• **What is required**
Go through the lines below and copy each one that holds the string "screenshot".

• **Available records**
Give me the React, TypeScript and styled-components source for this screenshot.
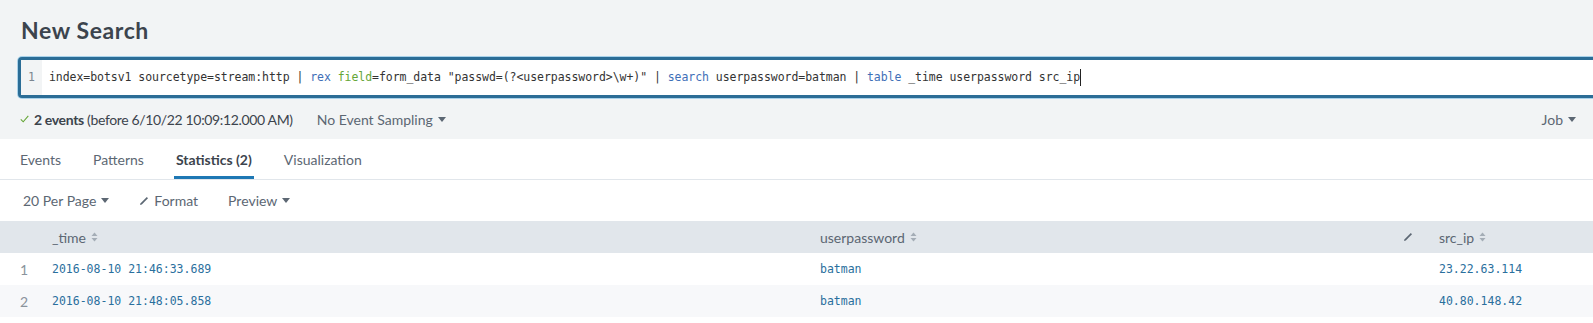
import React from 'react';
import styled, { createGlobalStyle } from 'styled-components';

const GlobalStyle = createGlobalStyle`
    html, body {
        margin: 0;
        padding: 0;
        background: #ffffff;
        overflow: hidden;
    }
    body {
        font-family: Lato, "Liberation Sans", sans-serif;
        color: #3c444d;
    }
`

const MONO = `"DejaVu Sans Mono", "Liberation Mono", monospace`

const Page = styled.div`
    width: 1593px;
    height: 323px;
    overflow: hidden;
`

const Top = styled.div`
    background: #f2f4f5;
    padding-top: 15px;
`

const Title = styled.h1`
    margin: 0 0 0 21px;
    height: 30px;
    line-height: 30px;
    font-size: 23px;
    font-weight: 700;
    letter-spacing: 0.6px;
    color: #3c444d;
`

const SearchBox = styled.div`
    margin: 12px -20px 0 18px;
    height: 35px;
    display: flex;
    background: #fff;
    border: 3px solid #2b6d96;
    border-radius: 4px;
    box-shadow: 0 0 0 1px #a9d2ea;
`

const Gutter = styled.div`
    width: 21px;
    background: #f2f4f5;
    color: #7b858f;
    font-family: ${MONO};
    font-size: 11.5px;
    line-height: 35px;
    text-align: center;
`

const Code = styled.div`
    padding-left: 7px;
    font-family: ${MONO};
    font-size: 11.5px;
    letter-spacing: -0.05px;
    line-height: 35px;
    color: #333;
    white-space: pre;
`

const Tok = styled.span<{ $kind: 'cmd' | 'arg' }>`
    color: ${p => (p.$kind === 'cmd' ? '#3f6fb8' : '#65a637')};
`

const Cursor = styled.span`
    display: inline-block;
    width: 1px;
    height: 17px;
    background: #222;
    vertical-align: middle;
`

const Status = styled.div`
    height: 40px;
    margin-top: 1px;
    padding: 0 17px 0 20px;
    display: flex;
    align-items: center;
    font-size: 14px;
    color: #3c444d;
`

const Events = styled.span`
    display: flex;
    align-items: center;
    gap: 5px;
    letter-spacing: -0.35px;
    b {
        font-weight: 700;
    }
`

const Dropdown = styled.span<{ $color?: string }>`
    display: inline-flex;
    align-items: center;
    gap: 5px;
    color: ${p => p.$color || '#5c6773'};
    cursor: pointer;
`

const Sampling = styled(Dropdown)`
    margin-left: 24px;
`

const Spacer = styled.div`
    flex: 1;
`

const Caret = styled.span`
    width: 0;
    height: 0;
    border-left: 4px solid transparent;
    border-right: 4px solid transparent;
    border-top: 5px solid currentColor;
`

const Tabs = styled.div`
    height: 40px;
    padding-left: 18px;
    display: flex;
    gap: 28px;
    border-bottom: 1px solid #e1e6eb;
`

const Tab = styled.div<{ $active?: boolean }>`
    padding: 0 2px;
    display: flex;
    align-items: center;
    font-size: 14px;
    font-weight: ${p => (p.$active ? 700 : 400)};
    color: ${p => (p.$active ? '#3c444d' : '#5c6773')};
    border-bottom: 3px solid ${p => (p.$active ? '#1e78b4' : 'transparent')};
    padding-top: 3px;
`

const Toolbar = styled.div`
    height: 41px;
    padding-left: 23px;
    display: flex;
    align-items: center;
    gap: 30px;
    font-size: 14px;
`

const Table = styled.div`
    display: grid;
    grid-template-columns: 40px 768px 619px 1fr;
`

const HeadCell = styled.div`
    height: 32px;
    background: #e1e6eb;
    padding: 0 14px 0 12px;
    display: flex;
    align-items: center;
    justify-content: space-between;
    font-size: 14px;
    color: #5c6773;
`

const HeadLabel = styled.span`
    display: flex;
    align-items: center;
    gap: 5px;
`

const Cell = styled.div<{ $alt?: boolean; $num?: boolean }>`
    height: 32px;
    background: ${p => (p.$alt ? '#f7f8fa' : '#ffffff')};
    padding-left: ${p => (p.$num ? '20px' : '12px')};
    display: flex;
    align-items: center;
    font-family: ${p => (p.$num ? 'Lato, sans-serif' : MONO)};
    font-size: ${p => (p.$num ? '14px' : '11.5px')};
    color: ${p => (p.$num ? '#8a939c' : '#2a6f9d')};
`

const Check = () => (
    <svg width="9" height="8" viewBox="0 0 9 8">
        <polyline points="0.8,4.3 3.2,6.8 8.3,0.8" fill="none" stroke="#65a637" strokeWidth="1.1" />
    </svg>
)

const Pencil = ({ color = '#5c6773' }: { color?: string }) => (
    <svg width="10" height="10" viewBox="0 0 10 10">
        <path d="M1 9 L1.6 7.2 L7.8 1 L9 2.2 L2.8 8.4 Z" fill={color} />
    </svg>
)

const Sort = () => (
    <svg width="7" height="10" viewBox="0 0 7 10">
        <path d="M3.5 0.5 L6.5 4 L0.5 4 Z" fill="#a4adb6" />
        <path d="M3.5 9.5 L6.5 6 L0.5 6 Z" fill="#a4adb6" />
    </svg>
)

const rows = [
    { time: '2016-08-10 21:46:33.689', pw: 'batman', ip: '23.22.63.114' },
    { time: '2016-08-10 21:48:05.858', pw: 'batman', ip: '40.80.148.42' },
]

const App = () => {
    return (
        <Page>
            <GlobalStyle />
            <Top>
                <Title>New Search</Title>
                <SearchBox>
                    <Gutter>1</Gutter>
                    <Code>
                        index=botsv1 sourcetype=stream:http | <Tok $kind='cmd'>rex</Tok> <Tok $kind='arg'>field</Tok>=form_data "passwd=(?&lt;userpassword&gt;\w+)" | <Tok $kind='cmd'>search</Tok> userpassword=batman | <Tok $kind='cmd'>table</Tok> _time userpassword src_ip<Cursor />
                    </Code>
                </SearchBox>
                <Status>
                    <Events>
                        <Check />
                        <span><b>2 events</b> (before 6/10/22 10:09:12.000 AM)</span>
                    </Events>
                    <Sampling>No Event Sampling <Caret /></Sampling>
                    <Spacer />
                    <Dropdown>Job <Caret /></Dropdown>
                </Status>
            </Top>
            <Tabs>
                <Tab>Events</Tab>
                <Tab>Patterns</Tab>
                <Tab $active>Statistics (2)</Tab>
                <Tab>Visualization</Tab>
            </Tabs>
            <Toolbar>
                <Dropdown>20 Per Page <Caret /></Dropdown>
                <Dropdown><Pencil /> Format</Dropdown>
                <Dropdown>Preview <Caret /></Dropdown>
            </Toolbar>
            <Table>
                <HeadCell />
                <HeadCell><HeadLabel>_time <Sort /></HeadLabel></HeadCell>
                <HeadCell><HeadLabel>userpassword <Sort /></HeadLabel><Pencil /></HeadCell>
                <HeadCell><HeadLabel>src_ip <Sort /></HeadLabel></HeadCell>
                {rows.map((r, i) => (
                    <React.Fragment key={i}>
                        <Cell $num $alt={i % 2 === 1}>{i + 1}</Cell>
                        <Cell $alt={i % 2 === 1}>{r.time}</Cell>
                        <Cell $alt={i % 2 === 1}>{r.pw}</Cell>
                        <Cell $alt={i % 2 === 1}>{r.ip}</Cell>
                    </React.Fragment>
                ))}
            </Table>
        </Page>
    );
};

export default App;
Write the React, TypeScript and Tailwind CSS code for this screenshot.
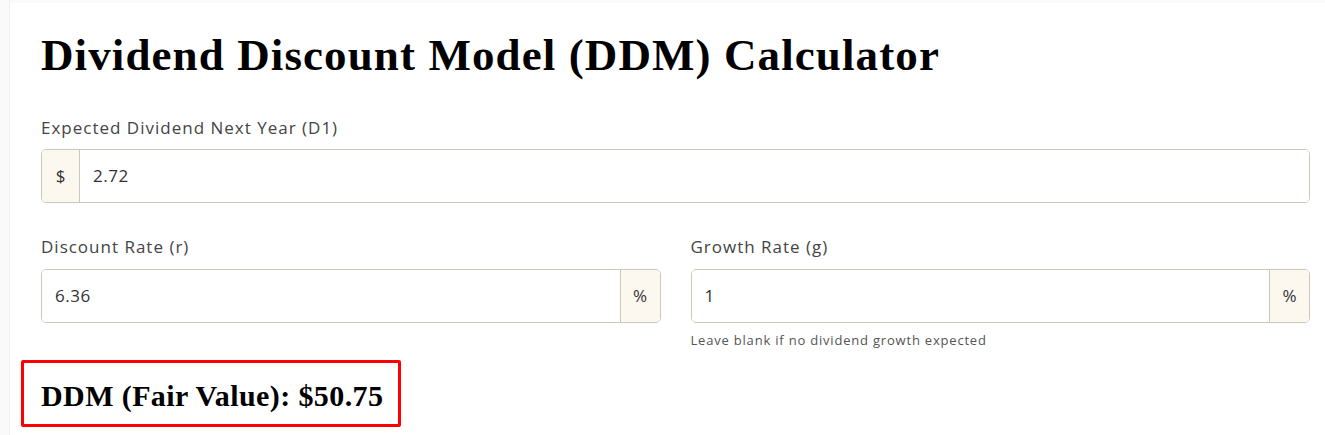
import { useState } from "react";

function PrefixInput(props: {prefix: string, value: string}){
  const [value, setValue] = useState(props.value);
  return(
    <div className="flex h-[54px] w-full rounded-[5px] border border-[#cdc9ba] overflow-hidden">
      <div className="w-[38px] flex items-center justify-center bg-[#fcf8f0] border-r border-[#cdc9ba] text-[17px] text-[#333]">{props.prefix}</div>
      <input
      className="flex-1 px-[13px] text-[17px] tracking-[0.5px] text-[#333] outline-none bg-white"
      value={value}
      onChange={(e) => setValue(e.target.value)}
      />
    </div>
  )
}

function SuffixInput(props: {suffix: string, value: string}){
  const [value, setValue] = useState(props.value);
  return(
    <div className="flex h-[54px] w-full rounded-[5px] border border-[#cdc9ba] overflow-hidden">
      <input
      className="flex-1 min-w-0 px-[13px] text-[17px] tracking-[0.5px] text-[#333] outline-none bg-white"
      value={value}
      onChange={(e) => setValue(e.target.value)}
      />
      <div className="w-[40px] flex items-center justify-center bg-[#fcf8f0] border-l border-[#cdc9ba] text-[17px] text-[#333]">{props.suffix}</div>
    </div>
  )
}

export default function App(){
  return(
    <div className="w-[1325px] h-[435px] flex bg-[#fafafa] overflow-hidden font-['Open_Sans',sans-serif]">
      <div className="w-[10px] shrink-0 border-r border-[#f0f0f0]"/>
      <div className="flex-1 bg-white mt-[3px] pl-[31px] pr-[15px] flex flex-col">
        <h1 className="mt-[26px] text-[45px] leading-[52px] font-bold text-black font-['Liberation_Serif',serif] tracking-[1.1px]">
          Dividend Discount Model (DDM) Calculator
        </h1>

        <div className="mt-[37px] text-[17px] tracking-[1px] text-[#444] leading-[20px]">Expected Dividend Next Year (D1)</div>
        <div className="mt-[11px]">
          <PrefixInput prefix="$" value="2.72"/>
        </div>

        <div className="mt-[34px] grid grid-cols-2 gap-[30px]">
          <div className="flex flex-col">
            <div className="text-[17px] tracking-[1px] text-[#444] leading-[20px]">Discount Rate (r)</div>
            <div className="mt-[12px]">
              <SuffixInput suffix="%" value="6.36"/>
            </div>
          </div>
          <div className="flex flex-col">
            <div className="text-[17px] tracking-[1px] text-[#444] leading-[20px]">Growth Rate (g)</div>
            <div className="mt-[12px]">
              <SuffixInput suffix="%" value="1"/>
            </div>
            <div className="mt-[9px] text-[13px] tracking-[0.8px] leading-[16px] text-[#555]">Leave blank if no dividend growth expected</div>
          </div>
        </div>

        <div className="mt-[12px] -ml-[20px] w-[380px] h-[67px] border-[3px] border-[#ff0000] rounded-[2px] flex items-center pl-[17px]">
          <div className="text-[30px] tracking-[0.4px] leading-[34px] font-bold text-black font-['Liberation_Serif',serif] mt-[4px]">DDM (Fair Value): $50.75</div>
        </div>
      </div>
    </div>
  )
}
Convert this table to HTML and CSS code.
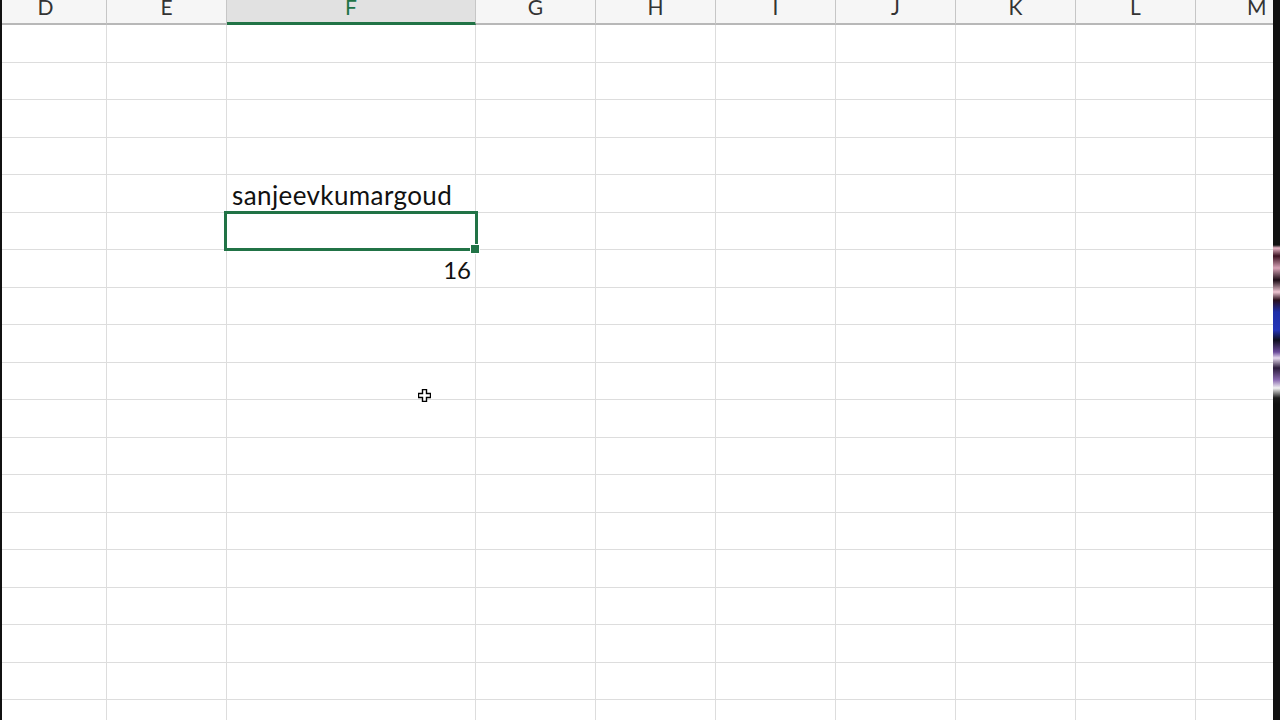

• **Exercise solution**
Give me the React, TypeScript and styled-components source for this screenshot.
Write the React, TypeScript and Tailwind CSS code for this screenshot.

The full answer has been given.